To the extend that systems like chat-GPT are valuable, I expect we'll have open ...

wuiheerfoj · on Nov 8, 2023

Retrospectively, a lot of the comments you made could also have been said of Google search as it was taking off (open source alternative, SETI-like distributed version, copyright on data being the only blocker), but that didn’t come to pass.

Granted the internet and big tech was young then, and maybe we won’t make the same mistakes twice, but I wouldn’t bet the farm on it

xeckr · on Nov 8, 2023

>distributed training networks

Now that's an idea. One bottleneck might be a limit on just how much you can parallelize training, though.

Aeolos · on Nov 8, 2023

There's a ton of work in this area, and the reality is... it doesn't work for LLMs.

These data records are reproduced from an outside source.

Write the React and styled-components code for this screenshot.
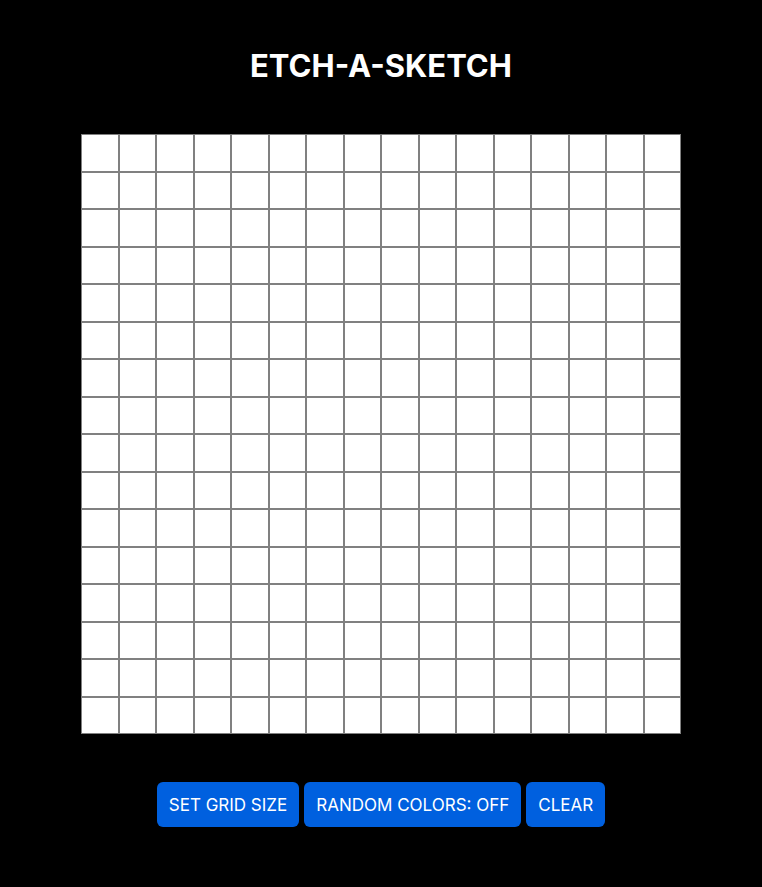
import React, { useState } from 'react';
import styled, { createGlobalStyle } from 'styled-components';

const GlobalStyle = createGlobalStyle`
    body {
        margin: 0;
        background: #000;
        font-family: Inter, "Noto Sans", sans-serif;
    }
`

const Page = styled.div`
    display: flex;
    flex-direction: column;
    align-items: center;
    min-height: 887px;
`

const Title = styled.h1`
    margin: 46px 0 0 0;
    height: 39px;
    line-height: 39px;
    font-size: 31px;
    font-weight: 700;
    color: white;
`

const Board = styled.div`
    margin-top: 49px;
    width: 600px;
    height: 600px;
    display: grid;
    grid-template-columns: repeat(${props => props.size}, 1fr);
    grid-template-rows: repeat(${props => props.size}, 1fr);
    background: white;
`

const Cell = styled.div`
    box-sizing: border-box;
    border: 1px solid gray;
`

const Controls = styled.div`
    margin-top: 48px;
    display: flex;
    gap: 5px;
`

const Button = styled.button`
    height: 45px;
    padding: 0 12px;
    border: none;
    border-radius: 6px;
    background: #0060df;
    color: white;
    font-family: Inter, "Noto Sans", sans-serif;
    font-size: 17px;
    cursor: pointer;
`

const App = () => {
    const [size] = useState(16)
    const [random, setRandom] = useState(false)

    return (
        <>
            <GlobalStyle />
            <Page>
                <Title>ETCH-A-SKETCH</Title>
                <Board size={size}>
                    {Array.from({ length: size * size }).map((_, i) => (
                        <Cell key={i} />
                    ))}
                </Board>
                <Controls>
                    <Button>SET GRID SIZE</Button>
                    <Button onClick={() => setRandom(!random)}>
                        RANDOM COLORS: {random ? 'ON' : 'OFF'}
                    </Button>
                    <Button>CLEAR</Button>
                </Controls>
            </Page>
        </>
    );
};

export default App;
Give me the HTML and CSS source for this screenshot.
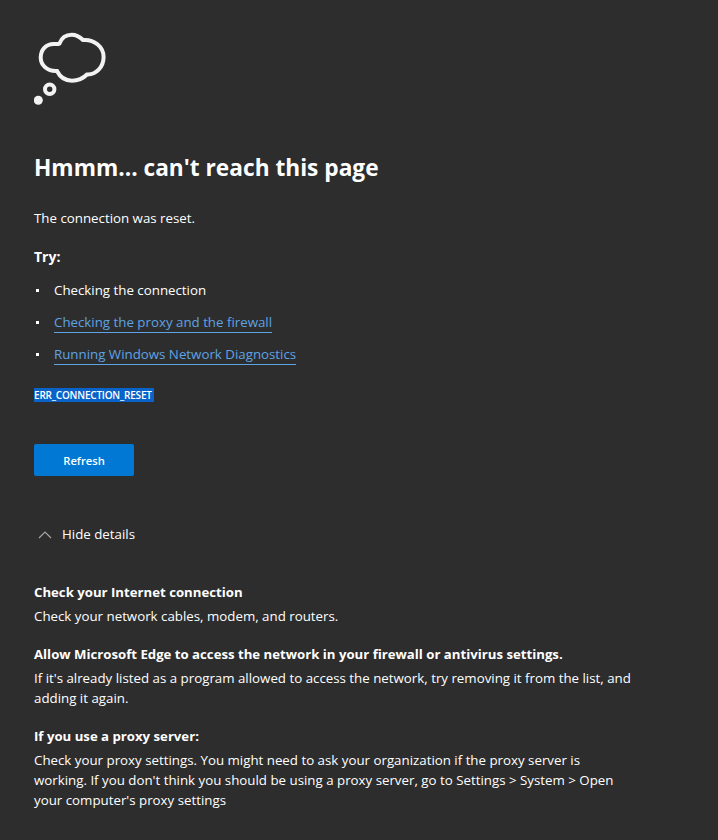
FILE: index.html
```html
<!DOCTYPE html>
<html lang="en">
<head>
    <meta charset="UTF-8">
    <meta name="viewport" content="width=device-width, initial-scale=1.0">
    <title>Can't reach this page</title>
    <link rel="stylesheet" href="styles.css">
</head>
<body>
    <div class="container">
        <svg class="cloud" width="74" height="78" viewBox="0 0 74 78" fill="none" stroke="#f2f2f2" stroke-width="4">
            <path d="M19.5 14C22 14 24 14.5 25.5 13.5C27.5 8 32 4.7 37.7 4.7C43 4.7 46 7 49 10C60 9 69.6 16.5 69.6 27C69.6 37 62 45 53 44.5C49 48.5 44 50.7 38 50.7C31 50.7 26 47 23 41C13 41.5 6.7 35 6.7 27.5C6.7 20 12 14 19.5 14Z"/>
            <circle cx="15.7" cy="59.3" r="4.7"/>
            <circle cx="4.3" cy="70.3" r="4.5" fill="#f2f2f2" stroke="none"/>
        </svg>
        <h1>Hmmm... can't reach this page</h1>
        <p class="reason">The connection was reset.</p>
        <p class="try">Try:</p>
        <ul class="tries">
            <li>Checking the connection</li>
            <li><a href="#">Checking the proxy and the firewall</a></li>
            <li><a href="#">Running Windows Network Diagnostics</a></li>
        </ul>
        <div class="code"><span>ERR_CONNECTION_RESET</span></div>
        <button type="button" class="refresh">Refresh</button>
        <div class="toggle">
            <svg width="14" height="9" viewBox="0 0 14 9" fill="none" stroke="#a6a6a6" stroke-width="1.2">
                <path d="M1 8L7 2L13 8"/>
            </svg>
            <span>Hide details</span>
        </div>
        <div class="details">
            <h2>Check your Internet connection</h2>
            <p>Check your network cables, modem, and routers.</p>
            <h2>Allow Microsoft Edge to access the network in your firewall or antivirus settings.</h2>
            <p>If it's already listed as a program allowed to access the network, try removing it from the list, and adding it again.</p>
            <h2>If you use a proxy server:</h2>
            <p>Check your proxy settings. You might need to ask your organization if the proxy server is working. If you don't think you should be using a proxy server, go to Settings &gt; System &gt; Open your computer's proxy settings</p>
        </div>
    </div>
</body>
</html>
```

FILE: styles.css
```css
body {
    margin: 0;
    background-color: #2d2d2d;
    color: #fff;
    font-family: "Open Sans", "Noto Sans", sans-serif;
    font-size: 13.3px;
    line-height: 20px;
}
.container {
    padding: 30px 83px 0 34px;
}
.cloud {
    display: block;
}
h1 {
    margin: 44px 0 0;
    font-size: 22.7px;
    line-height: 32px;
    font-weight: 700;
}
.reason {
    margin: 24px 0 0;
}
.try {
    margin: 19px 0 0;
    font-size: 14px;
    font-weight: 700;
}
.tries {
    list-style: none;
    margin: 13px 0 0;
    padding: 0;
}
.tries li {
    position: relative;
    padding-left: 20px;
    margin-bottom: 12px;
}
.tries li::before {
    content: "";
    position: absolute;
    left: 2px;
    top: 9px;
    width: 3px;
    height: 3px;
    background-color: #fff;
}
.tries a {
    color: #5ea3e4;
    text-decoration: none;
    border-bottom: 1px solid #5ea3e4;
    padding-bottom: 1px;
}
.code {
    margin-top: 24px;
    font-size: 10px;
    letter-spacing: -0.2px;
    font-weight: 600;
    line-height: 14px;
}
.code span {
    background-color: #0a63c9;
    display: inline-block;
    width: 120px;
}
.refresh {
    display: block;
    width: 100px;
    height: 32px;
    margin-top: 42px;
    background-color: #0078d4;
    color: #fff;
    border: none;
    border-radius: 2px;
    font-family: inherit;
    font-size: 11.2px;
    font-weight: 600;
    cursor: pointer;
}
.toggle {
    display: flex;
    align-items: center;
    margin-top: 48px;
    padding-left: 4px;
    gap: 10px;
}
.details {
    margin-top: 38px;
}
.details h2 {
    margin: 0 0 4px;
    font-size: 13.2px;
    line-height: 20px;
    font-weight: 700;
}
.details p {
    margin: 0 0 18px;
}
```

Moving from 900GB/sec GPU memory bandwidth with infiniband interconnects between nodes to 0.01-0.1GB/sec over the internet is brutal (1000x to 10000x slower...) This works for simple image classifiers, but I've never seen anything like a large language model be trained in a meaningful amount of time this way.

resters · on Nov 8, 2023

Maybe there is a way to train a neural network in a distributed way by training subsets of it and then connecting the aggregated weight changes to adjacent network segments. It wouldn't recover 1000x interconnect slowdowns, but might still be useful depending on the topology of the network.